Unfortunately for Ann Coulter, Rick Scott's bio does not include any mention of his being a Nigerian prince. But his former company Columbia/HCA shares a similar profile with many of the firms trying to steal billions from American taxpayers. In her 2011 interview with said Don White, spokesman for HHS's Office of the Inspector General, Sarah Kliff explained why "industry executives may soon end up becoming the poster children for health-care fraud:"

Small-time fraudsters represent a small fraction of the Medicare and Medicaid fraud that's committed, White argues. Last year, the Justice Department recovered $3 billion in false claims overall, a record $2.5 billion of which came from the health-care sector. And, the HHS spokesman points out, big pharmaceutical and medical device corporations are among the worst offenders: Last year alone, the DOJ says it recovered $669 million from Pfizer, $302 million from AstraZeneca and $193 million from Novartis. That's why the Obama administration has focused on "large corporations, pharmaceutical companies who are illegally marketing" drugs that haven't been tested, White concludes.

Back in Washington, Texas Republican Senator John Cornyn has called for the entire Obamacare navigator program to be shut down. That's an amazing demand for him to make, given that he along with most of his GOP allies voted for President Bush's Medicare Part D drug program that used the very same kind of navigator network to help sign up 43 million American seniors for private prescription plans. As Bush's Health and Human Services Secretary Tommy Thompson announced in May 2004:

"Seniors and persons with disabilities need to take advantage of the real savings and real money that is on the table for them...We want to be aggressive in reaching out to these beneficiaries so they don't miss out on this meaningful benefit to help pay for their medicines."

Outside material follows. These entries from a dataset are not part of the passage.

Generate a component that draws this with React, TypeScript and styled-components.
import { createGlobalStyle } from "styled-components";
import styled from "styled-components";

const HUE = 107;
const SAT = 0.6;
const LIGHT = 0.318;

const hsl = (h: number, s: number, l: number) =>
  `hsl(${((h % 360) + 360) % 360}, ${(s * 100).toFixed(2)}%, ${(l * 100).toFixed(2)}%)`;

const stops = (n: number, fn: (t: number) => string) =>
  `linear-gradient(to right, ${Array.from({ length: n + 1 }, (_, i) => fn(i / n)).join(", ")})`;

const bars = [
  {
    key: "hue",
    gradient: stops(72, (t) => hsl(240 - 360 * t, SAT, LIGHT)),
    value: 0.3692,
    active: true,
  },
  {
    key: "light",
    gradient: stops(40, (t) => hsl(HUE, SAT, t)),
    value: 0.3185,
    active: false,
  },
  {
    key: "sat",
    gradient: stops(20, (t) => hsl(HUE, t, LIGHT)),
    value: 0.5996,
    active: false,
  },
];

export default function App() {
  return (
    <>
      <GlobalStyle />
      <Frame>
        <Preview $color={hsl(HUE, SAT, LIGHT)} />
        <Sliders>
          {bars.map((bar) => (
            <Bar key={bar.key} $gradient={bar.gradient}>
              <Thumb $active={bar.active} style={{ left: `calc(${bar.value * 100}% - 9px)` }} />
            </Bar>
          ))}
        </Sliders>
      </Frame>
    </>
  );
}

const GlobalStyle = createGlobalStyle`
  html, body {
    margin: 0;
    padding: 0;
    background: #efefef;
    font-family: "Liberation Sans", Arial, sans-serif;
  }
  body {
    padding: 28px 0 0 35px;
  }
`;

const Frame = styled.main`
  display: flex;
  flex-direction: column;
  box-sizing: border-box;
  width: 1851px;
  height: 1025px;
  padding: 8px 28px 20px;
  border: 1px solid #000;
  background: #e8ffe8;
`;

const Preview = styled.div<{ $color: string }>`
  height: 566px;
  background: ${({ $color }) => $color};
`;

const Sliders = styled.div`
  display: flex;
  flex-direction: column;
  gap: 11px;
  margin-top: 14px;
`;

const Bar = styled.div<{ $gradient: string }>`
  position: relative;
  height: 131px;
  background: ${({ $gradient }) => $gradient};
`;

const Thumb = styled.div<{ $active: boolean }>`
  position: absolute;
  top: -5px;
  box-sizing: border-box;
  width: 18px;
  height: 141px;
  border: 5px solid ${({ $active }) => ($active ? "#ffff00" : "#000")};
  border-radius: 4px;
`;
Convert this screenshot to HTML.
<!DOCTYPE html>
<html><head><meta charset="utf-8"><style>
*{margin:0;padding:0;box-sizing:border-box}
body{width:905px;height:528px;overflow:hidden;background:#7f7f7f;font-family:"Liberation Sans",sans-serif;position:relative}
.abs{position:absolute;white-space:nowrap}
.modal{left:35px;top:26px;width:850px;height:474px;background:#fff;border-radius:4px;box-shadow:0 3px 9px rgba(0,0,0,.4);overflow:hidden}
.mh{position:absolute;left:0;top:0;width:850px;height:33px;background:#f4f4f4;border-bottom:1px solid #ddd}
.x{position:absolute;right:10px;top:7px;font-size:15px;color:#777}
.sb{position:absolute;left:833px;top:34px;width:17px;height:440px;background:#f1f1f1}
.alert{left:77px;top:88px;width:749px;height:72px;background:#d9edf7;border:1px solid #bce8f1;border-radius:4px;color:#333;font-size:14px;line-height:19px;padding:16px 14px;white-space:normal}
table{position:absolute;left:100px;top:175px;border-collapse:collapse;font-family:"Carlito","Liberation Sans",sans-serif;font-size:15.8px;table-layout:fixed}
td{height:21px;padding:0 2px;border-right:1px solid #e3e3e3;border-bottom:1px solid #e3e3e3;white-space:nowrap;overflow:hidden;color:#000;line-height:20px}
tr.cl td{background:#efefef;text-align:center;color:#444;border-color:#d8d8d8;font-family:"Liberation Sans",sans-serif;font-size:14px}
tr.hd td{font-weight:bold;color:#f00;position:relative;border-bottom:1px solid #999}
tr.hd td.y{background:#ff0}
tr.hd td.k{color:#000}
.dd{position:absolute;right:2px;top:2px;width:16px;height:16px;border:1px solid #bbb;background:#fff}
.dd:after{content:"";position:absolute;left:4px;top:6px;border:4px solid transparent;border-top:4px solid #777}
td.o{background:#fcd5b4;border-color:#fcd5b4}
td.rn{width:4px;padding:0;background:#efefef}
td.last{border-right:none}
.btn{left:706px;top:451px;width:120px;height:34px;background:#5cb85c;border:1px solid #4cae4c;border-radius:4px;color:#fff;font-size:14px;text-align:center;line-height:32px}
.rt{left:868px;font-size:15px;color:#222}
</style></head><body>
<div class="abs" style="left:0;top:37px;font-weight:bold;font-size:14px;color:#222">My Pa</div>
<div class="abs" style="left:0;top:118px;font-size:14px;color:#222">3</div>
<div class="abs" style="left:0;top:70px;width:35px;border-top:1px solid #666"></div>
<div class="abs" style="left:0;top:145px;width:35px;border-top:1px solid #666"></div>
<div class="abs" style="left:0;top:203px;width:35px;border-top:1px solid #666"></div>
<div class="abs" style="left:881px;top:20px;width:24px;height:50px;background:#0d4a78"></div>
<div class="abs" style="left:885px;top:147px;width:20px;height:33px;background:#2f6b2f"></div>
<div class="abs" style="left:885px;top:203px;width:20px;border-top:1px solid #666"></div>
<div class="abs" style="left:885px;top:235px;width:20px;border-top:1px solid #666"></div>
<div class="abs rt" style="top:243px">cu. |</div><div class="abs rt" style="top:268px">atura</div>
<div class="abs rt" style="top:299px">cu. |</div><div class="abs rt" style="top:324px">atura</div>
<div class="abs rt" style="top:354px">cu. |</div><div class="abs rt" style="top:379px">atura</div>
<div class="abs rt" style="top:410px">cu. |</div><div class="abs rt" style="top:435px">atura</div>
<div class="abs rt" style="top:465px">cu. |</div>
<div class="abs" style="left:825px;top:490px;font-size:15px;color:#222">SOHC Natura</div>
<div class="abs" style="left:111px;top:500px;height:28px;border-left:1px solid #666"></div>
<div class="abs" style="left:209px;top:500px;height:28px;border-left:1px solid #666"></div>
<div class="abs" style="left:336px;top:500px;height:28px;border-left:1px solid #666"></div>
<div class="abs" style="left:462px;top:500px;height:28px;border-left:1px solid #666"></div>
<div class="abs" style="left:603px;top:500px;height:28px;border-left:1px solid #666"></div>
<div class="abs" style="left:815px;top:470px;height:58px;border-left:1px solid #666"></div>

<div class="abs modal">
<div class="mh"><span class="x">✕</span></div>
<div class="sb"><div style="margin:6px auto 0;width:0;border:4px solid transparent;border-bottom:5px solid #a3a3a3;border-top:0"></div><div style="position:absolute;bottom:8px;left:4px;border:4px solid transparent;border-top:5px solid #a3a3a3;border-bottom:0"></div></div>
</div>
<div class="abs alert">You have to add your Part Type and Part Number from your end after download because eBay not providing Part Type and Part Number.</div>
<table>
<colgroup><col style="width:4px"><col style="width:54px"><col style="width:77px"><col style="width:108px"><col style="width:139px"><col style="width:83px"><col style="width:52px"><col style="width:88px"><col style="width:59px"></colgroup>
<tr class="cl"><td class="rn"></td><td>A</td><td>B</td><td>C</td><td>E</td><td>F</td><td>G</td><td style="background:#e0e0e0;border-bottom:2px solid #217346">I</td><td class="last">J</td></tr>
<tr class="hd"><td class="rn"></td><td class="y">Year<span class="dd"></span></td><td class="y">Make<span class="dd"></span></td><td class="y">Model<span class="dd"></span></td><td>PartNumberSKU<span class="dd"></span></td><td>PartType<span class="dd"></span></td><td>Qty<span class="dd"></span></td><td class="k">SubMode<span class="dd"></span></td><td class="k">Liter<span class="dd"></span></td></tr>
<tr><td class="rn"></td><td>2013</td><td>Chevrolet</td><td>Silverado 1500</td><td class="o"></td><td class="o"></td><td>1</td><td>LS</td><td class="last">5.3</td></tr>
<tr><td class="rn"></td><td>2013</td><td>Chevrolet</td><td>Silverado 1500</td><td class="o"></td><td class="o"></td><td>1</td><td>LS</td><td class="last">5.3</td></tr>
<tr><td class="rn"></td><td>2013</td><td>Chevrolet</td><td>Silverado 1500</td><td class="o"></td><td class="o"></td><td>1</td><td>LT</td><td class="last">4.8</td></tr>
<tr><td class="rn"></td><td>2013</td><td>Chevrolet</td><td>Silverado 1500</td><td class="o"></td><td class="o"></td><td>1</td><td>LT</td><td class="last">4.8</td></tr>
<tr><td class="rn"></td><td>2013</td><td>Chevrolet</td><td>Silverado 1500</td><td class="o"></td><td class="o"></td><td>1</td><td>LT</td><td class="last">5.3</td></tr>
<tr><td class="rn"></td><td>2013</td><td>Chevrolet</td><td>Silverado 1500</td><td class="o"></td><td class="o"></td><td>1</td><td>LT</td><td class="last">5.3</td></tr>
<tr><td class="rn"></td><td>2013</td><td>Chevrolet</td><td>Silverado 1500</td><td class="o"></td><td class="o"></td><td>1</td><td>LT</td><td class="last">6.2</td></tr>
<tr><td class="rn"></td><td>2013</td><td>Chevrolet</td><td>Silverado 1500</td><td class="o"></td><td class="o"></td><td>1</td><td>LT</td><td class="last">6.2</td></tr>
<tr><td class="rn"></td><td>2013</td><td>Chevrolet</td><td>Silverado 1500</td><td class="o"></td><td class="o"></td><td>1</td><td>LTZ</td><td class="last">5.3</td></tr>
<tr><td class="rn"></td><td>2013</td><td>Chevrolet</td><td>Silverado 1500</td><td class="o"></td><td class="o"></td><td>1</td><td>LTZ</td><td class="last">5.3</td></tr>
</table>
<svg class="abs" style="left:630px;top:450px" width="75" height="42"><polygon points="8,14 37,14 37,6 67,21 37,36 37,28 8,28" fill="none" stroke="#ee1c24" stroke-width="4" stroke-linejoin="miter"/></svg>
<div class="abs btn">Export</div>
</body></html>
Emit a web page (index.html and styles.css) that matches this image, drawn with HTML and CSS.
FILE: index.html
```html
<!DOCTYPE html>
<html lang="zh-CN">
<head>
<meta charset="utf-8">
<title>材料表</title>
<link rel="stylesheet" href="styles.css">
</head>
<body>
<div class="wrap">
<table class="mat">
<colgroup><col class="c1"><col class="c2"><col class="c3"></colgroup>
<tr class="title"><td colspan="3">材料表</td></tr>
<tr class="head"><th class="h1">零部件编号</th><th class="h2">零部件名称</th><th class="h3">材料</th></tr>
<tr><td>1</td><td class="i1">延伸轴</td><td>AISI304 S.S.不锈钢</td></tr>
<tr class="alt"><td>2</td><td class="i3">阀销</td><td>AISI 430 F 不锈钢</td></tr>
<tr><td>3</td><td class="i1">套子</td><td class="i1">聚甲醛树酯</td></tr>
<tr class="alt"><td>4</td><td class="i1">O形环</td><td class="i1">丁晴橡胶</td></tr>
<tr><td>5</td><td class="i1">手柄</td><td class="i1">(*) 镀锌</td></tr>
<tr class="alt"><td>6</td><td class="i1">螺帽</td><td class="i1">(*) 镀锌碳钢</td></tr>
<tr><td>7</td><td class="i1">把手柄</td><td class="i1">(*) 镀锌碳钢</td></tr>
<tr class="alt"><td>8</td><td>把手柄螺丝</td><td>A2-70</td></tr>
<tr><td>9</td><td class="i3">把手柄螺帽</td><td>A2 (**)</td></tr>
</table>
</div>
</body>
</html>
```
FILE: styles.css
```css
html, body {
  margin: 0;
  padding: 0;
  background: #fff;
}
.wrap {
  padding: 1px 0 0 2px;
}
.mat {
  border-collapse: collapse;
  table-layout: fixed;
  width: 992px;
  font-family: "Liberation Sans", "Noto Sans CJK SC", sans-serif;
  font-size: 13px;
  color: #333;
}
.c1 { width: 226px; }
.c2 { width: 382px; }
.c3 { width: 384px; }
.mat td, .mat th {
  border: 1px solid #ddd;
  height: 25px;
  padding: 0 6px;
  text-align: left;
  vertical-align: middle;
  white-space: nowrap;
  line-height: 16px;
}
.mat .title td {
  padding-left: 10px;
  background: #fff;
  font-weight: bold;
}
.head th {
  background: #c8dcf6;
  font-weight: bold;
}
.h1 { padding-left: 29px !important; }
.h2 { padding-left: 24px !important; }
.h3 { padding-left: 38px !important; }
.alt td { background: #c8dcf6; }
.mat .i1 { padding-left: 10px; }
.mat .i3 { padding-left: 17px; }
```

In July, Thompson's successor at HHS Mike Leavitt explained to Washington Post op-ed page readers how the Bush administration accomplished their aggressive outreach to millions of new Medicare Rx plan beneficiaries:

Before the program was implemented, only 21 percent of seniors had a favorable opinion of it, and 66 percent didn't understand what the reform would mean for them.

So we spent 18 months devising and implementing a campaign to explain the prescription drug benefit, prepare seniors as well as partners -- such as community groups, churches, pharmacies, insurance plans and state and local governments -- and then sign people up. A national bus tour supported each phase. The summer before enrollment (the same period that the ACA is in now) we logged more than 600,000 miles and visited 48 states. As secretary, I made 119 stops in 98 cities. I learned that with a program like the ACA, you can't count on Washington to sell it. You have to reach people where they live, work, pray and play.

To put it another way, Bush's Medicare drug plan navigators helped the government "reach people where they live, work, pray and play." But with the White House currently occupied by a Democrat and the nation's first African-American president, Republicans now pretend, those navigators aren't partners but the equivalent of Nigerian identity thieves.